Alex Cooper's Unwell Network just announced "Unwell Winter Games," a YouTube competition series featuring 16 "polarizing" reality TV stars and digital influencers — including Dakota Mortensen and Demi Engemann from Hulu's "The Secret Lives of Mormon Wives." The show premieres next week. The cast list reads like a "Call Her Daddy" guest roster, which is exactly the point.

Cooper built her podcast into a Spotify-exclusive deal reportedly worth $125 million by interviewing the exact demographic now competing on her competition show: reality stars with built-in fanbases, social media fluency, and enough controversy to generate headlines without requiring scripted drama. Now she's casting them in her own production. This isn't diversification — it's vertical integration. The podcast creates the audience. The competition show monetizes it. The guests become contestants become content across multiple platforms, all feeding back into the Unwell Network ecosystem.

The strategy mirrors what Alexis Bittar executed when he bought back his jewelry brand to build a media company — the product isn't the end goal, it's the infrastructure for the media empire. For Cooper, "Call Her Daddy" was never just a podcast. It was market research with a built-in distribution channel.

"Unwell Winter Games" follows the competition reality format — challenges, eliminations, a cash prize — but the casting reveals the real business model. These aren't contestants discovered through open casting calls. They're personalities Cooper's audience already knows, either from her podcast interviews or from the reality shows her listeners watch. Dakota Mortensen and Demi Engemann appeared on "Mormon Wives," a show that became a cultural flashpoint for discussions about religion, influencer culture, and performative authenticity — exactly the territory "Call Her Daddy" covers weekly.
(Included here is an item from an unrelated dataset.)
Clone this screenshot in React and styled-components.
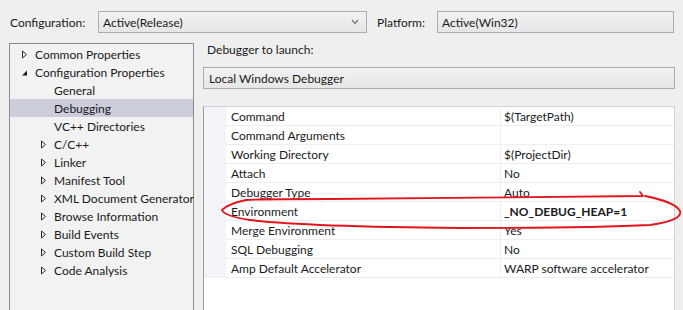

The choice to launch on YouTube instead of a traditional streaming platform is deliberative. YouTube's recommendation algorithm favors episodic content with pre-existing audiences. Cooper's podcast listeners will find the show through search and suggested videos. The platform's comment section becomes free focus-group data. And unlike a Netflix or Hulu deal, Cooper retains more control over the IP, the release schedule, and the revenue split. YouTube isn't prestige, but it's profitable — and for a media company still building its foundation, profitability matters more than awards.

This model — podcast host as casting director, audience as pre-sold distribution — is becoming the blueprint for how digital media personalities scale beyond their original platforms. Davis Burleson's SiriusXM deal proved that legacy media now hires for audience loyalty, not just reach. Cooper's taking it further: she's not licensing her audience to another company. She's building the infrastructure to monetize them herself.

The "polarizing" framing in Unwell Network's announcement isn't accidental. It's the same language tabloids use to describe controversial celebrities, but here it's a selling point. Polarizing means engagement. It means people will watch to hate-watch, to analyze, to argue in the comments. It means the cast will drive their own press cycles through their existing social media followings. Cooper doesn't need to buy advertising when her contestants are already influencers with combined millions of followers who will promote the show for free.

The economics are straightforward. A YouTube competition series costs a fraction of what a traditional TV production requires. No union crew minimums, no broadcast standards and practices, no network notes. The production can move fast, iterate based on real-time audience feedback, and pivot if something isn't working. If "Unwell Winter Games" succeeds, Cooper can produce a second season in months, not years. If it fails, the financial risk is contained, and the Unwell Network can try a different format without the reputational damage of a canceled TV show.

But the larger pattern here is how podcast empires are becoming media companies by monetizing the same drama they cover. Cooper interviews reality stars on "Call Her Daddy," generating headlines and podcast downloads. Then she casts those same stars in her competition show, generating YouTube views and subscriber growth. Then she'll interview them again about their experience on the show, completing the loop. Every piece of content feeds the next. The audience never has to leave the Unwell Network ecosystem.

Alex Cooper, Dakota Mortensen, Demi Engemann
Image via Variety

This is the same logic driving Gaggl's creator-hosted TV model — audiences trained by algorithmic feeds don't distinguish between "podcast" and "TV show" the way legacy media does. They follow personalities, not formats. If Cooper's voice is the through-line, her audience will follow her from Spotify to YouTube to wherever she builds next.

The risk is creative stagnation. When the same personalities circulate through the same ecosystem — podcast guest to reality contestant to podcast guest again — the content starts to feel like a closed loop. The drama becomes predictable. The "polarizing" figures lose their edge because the audience has already heard their story three times across three different formats. Cooper's betting that her audience's appetite for this specific type of personality-driven content is deep enough to sustain multiple shows. The alternative reading is that she's extracting maximum value from a finite resource before the audience moves on.

"Unwell Winter Games" premieres next week on YouTube. Whether it succeeds or not, the model is already proven: podcast audiences are large enough, loyal enough, and engaged enough to support entire media companies. Cooper didn't need a TV deal to build one. She just needed to recognize that the infrastructure was already there, waiting to be monetized. The competition show isn't a pivot — it's the next logical step in a business plan that was always bigger than a single podcast.